> [Written instruction] Only the lines from the line containing "Recreate this image" through the line containing "const line = 'border-r" should be reproduced, please, with no pictures.

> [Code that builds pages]
'''
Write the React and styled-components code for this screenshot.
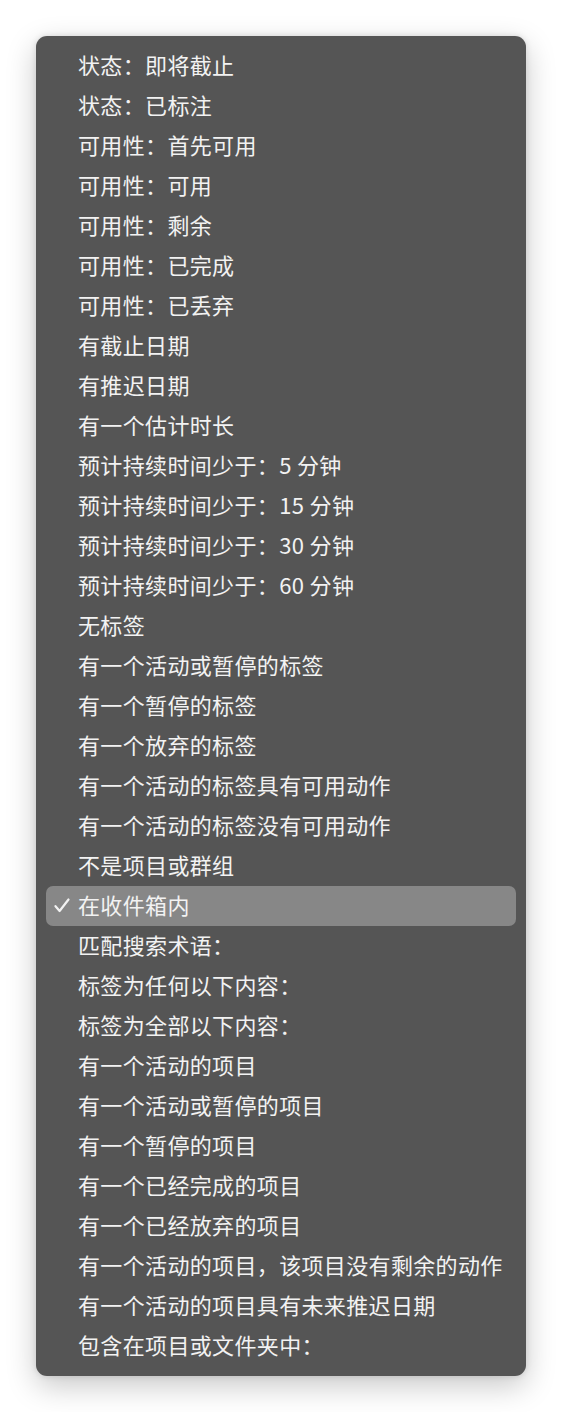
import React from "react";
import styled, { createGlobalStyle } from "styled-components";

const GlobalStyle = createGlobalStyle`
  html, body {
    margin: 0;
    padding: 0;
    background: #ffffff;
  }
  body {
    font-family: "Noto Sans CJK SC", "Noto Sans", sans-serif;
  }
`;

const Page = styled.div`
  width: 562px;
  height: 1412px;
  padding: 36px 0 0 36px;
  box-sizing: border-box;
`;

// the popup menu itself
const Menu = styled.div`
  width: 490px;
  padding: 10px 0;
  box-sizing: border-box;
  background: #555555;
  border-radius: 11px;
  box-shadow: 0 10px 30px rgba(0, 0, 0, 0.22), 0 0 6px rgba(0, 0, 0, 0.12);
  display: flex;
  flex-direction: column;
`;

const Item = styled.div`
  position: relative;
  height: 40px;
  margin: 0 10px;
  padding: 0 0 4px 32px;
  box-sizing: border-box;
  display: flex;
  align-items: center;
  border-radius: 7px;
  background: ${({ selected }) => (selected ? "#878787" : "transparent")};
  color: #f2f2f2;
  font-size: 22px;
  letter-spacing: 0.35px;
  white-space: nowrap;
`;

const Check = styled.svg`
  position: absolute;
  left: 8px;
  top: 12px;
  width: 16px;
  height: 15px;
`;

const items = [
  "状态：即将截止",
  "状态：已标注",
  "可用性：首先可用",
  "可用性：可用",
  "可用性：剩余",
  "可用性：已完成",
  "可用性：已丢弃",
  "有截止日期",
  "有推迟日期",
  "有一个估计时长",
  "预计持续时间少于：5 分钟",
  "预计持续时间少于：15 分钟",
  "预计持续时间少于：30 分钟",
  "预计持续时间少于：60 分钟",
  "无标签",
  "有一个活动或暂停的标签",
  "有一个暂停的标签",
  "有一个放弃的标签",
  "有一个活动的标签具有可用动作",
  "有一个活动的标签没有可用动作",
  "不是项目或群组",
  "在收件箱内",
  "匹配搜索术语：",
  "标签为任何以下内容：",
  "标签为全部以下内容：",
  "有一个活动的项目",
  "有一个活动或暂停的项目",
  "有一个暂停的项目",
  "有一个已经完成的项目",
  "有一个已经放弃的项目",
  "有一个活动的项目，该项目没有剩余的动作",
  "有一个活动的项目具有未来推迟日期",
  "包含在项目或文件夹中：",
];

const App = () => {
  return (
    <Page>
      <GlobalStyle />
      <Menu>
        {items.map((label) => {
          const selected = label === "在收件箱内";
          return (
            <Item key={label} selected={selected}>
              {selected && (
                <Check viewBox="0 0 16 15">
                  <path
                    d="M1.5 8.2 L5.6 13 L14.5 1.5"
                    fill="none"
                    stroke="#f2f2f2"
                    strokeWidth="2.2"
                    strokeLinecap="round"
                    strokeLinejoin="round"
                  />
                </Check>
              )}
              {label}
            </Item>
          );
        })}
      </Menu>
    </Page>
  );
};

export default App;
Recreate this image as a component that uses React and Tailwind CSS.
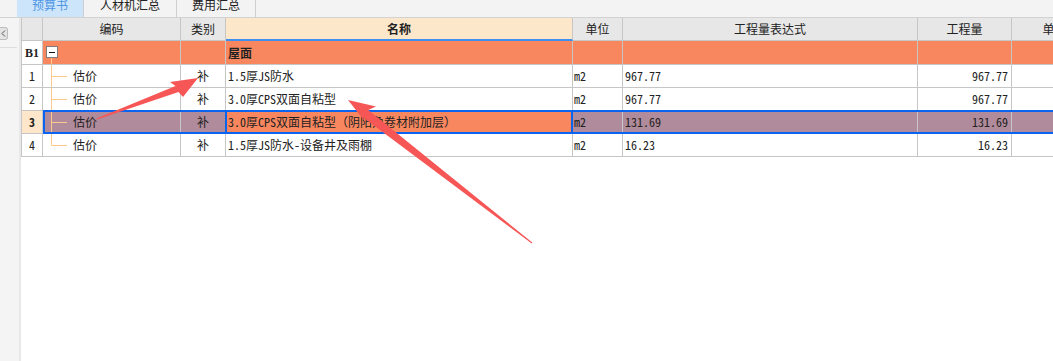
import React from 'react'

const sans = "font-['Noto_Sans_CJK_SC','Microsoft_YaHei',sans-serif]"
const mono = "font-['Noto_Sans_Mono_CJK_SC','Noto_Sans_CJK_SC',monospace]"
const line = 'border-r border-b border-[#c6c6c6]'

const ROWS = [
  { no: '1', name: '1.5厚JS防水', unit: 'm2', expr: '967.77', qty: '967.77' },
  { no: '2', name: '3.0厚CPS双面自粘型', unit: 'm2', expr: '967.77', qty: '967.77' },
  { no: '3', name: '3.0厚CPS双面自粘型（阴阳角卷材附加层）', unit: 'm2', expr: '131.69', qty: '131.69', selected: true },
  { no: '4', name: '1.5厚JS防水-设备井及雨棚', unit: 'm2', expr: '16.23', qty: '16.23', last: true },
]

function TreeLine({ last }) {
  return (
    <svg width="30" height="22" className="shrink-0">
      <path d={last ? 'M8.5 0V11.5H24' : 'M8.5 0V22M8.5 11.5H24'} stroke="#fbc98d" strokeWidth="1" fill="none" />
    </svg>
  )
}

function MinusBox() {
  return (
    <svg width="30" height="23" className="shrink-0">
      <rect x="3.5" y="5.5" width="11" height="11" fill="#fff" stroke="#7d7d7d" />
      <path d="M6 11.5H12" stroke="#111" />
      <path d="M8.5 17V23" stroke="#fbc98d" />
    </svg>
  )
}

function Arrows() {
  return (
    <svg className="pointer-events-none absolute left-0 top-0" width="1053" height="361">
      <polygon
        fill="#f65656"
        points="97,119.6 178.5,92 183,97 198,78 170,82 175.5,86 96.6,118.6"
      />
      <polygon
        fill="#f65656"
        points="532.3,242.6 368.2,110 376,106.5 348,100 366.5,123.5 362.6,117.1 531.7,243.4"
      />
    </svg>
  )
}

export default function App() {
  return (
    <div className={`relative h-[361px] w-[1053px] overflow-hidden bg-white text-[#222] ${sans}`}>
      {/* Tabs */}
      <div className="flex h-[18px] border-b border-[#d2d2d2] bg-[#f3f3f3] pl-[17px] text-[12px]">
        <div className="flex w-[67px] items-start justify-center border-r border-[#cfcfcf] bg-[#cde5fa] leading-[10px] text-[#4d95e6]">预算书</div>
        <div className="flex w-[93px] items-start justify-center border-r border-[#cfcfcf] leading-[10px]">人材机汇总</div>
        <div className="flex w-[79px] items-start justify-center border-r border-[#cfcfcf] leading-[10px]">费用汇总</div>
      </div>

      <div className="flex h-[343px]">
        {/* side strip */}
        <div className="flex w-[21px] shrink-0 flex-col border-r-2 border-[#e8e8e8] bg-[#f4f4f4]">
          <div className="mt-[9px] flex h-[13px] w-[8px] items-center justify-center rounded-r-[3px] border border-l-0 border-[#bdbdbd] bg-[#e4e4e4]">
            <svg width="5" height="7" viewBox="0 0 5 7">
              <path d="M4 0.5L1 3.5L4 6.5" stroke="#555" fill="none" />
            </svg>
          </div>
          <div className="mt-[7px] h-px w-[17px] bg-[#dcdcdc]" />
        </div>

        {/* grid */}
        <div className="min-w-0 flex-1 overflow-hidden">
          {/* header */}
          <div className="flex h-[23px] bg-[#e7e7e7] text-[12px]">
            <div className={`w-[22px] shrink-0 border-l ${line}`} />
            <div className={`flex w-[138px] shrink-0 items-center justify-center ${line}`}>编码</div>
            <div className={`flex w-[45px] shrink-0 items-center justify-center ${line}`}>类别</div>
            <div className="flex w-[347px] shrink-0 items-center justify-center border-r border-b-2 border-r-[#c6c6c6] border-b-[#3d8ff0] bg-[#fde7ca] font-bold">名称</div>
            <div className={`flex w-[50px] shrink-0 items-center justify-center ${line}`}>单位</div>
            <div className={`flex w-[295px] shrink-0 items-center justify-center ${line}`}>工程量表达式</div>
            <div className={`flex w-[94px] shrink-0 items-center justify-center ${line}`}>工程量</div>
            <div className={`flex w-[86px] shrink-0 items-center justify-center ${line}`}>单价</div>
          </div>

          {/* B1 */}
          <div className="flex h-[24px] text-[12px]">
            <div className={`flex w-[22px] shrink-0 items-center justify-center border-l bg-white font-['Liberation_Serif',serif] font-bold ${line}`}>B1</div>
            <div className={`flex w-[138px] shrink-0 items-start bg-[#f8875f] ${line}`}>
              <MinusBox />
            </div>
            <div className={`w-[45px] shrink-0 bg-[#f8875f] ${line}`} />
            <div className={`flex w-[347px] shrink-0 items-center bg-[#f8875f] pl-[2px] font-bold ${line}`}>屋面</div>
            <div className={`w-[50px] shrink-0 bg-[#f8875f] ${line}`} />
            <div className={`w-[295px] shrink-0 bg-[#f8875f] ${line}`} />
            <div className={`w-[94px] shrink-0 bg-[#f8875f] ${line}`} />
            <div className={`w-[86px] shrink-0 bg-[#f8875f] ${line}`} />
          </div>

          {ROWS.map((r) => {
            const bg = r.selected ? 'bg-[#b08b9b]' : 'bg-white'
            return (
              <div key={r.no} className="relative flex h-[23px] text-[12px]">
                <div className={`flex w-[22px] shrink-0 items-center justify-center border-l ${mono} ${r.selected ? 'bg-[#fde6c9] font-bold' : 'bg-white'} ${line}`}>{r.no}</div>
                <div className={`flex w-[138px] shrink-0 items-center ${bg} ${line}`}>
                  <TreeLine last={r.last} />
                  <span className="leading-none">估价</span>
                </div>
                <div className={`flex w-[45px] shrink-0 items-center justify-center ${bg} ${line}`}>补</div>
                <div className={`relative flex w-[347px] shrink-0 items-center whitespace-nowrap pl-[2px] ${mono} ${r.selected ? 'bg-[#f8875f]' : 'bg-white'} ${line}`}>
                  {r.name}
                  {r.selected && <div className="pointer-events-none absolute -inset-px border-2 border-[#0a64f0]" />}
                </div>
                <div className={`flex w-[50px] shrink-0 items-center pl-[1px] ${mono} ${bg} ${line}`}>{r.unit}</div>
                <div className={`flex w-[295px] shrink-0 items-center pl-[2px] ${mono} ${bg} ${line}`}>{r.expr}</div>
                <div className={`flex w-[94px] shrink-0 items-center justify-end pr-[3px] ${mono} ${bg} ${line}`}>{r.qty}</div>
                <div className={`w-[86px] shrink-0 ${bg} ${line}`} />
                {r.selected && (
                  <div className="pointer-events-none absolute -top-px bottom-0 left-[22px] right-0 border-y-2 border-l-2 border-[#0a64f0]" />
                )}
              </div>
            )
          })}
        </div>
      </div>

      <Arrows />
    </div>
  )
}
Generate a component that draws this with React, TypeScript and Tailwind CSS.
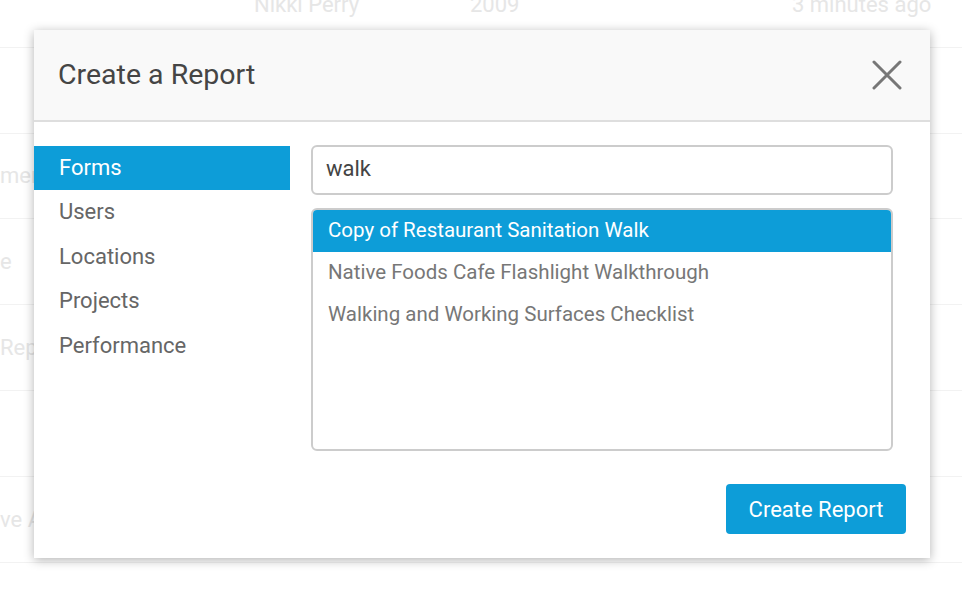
'''
> [Solution to this exercise]
Recreate this image as a component that uses React and Tailwind CSS.
import React from 'react'

const sans = "font-['Noto_Sans_CJK_SC','Microsoft_YaHei',sans-serif]"
const mono = "font-['Noto_Sans_Mono_CJK_SC','Noto_Sans_CJK_SC',monospace]"
const line = 'border-r border-b border-[#c6c6c6]'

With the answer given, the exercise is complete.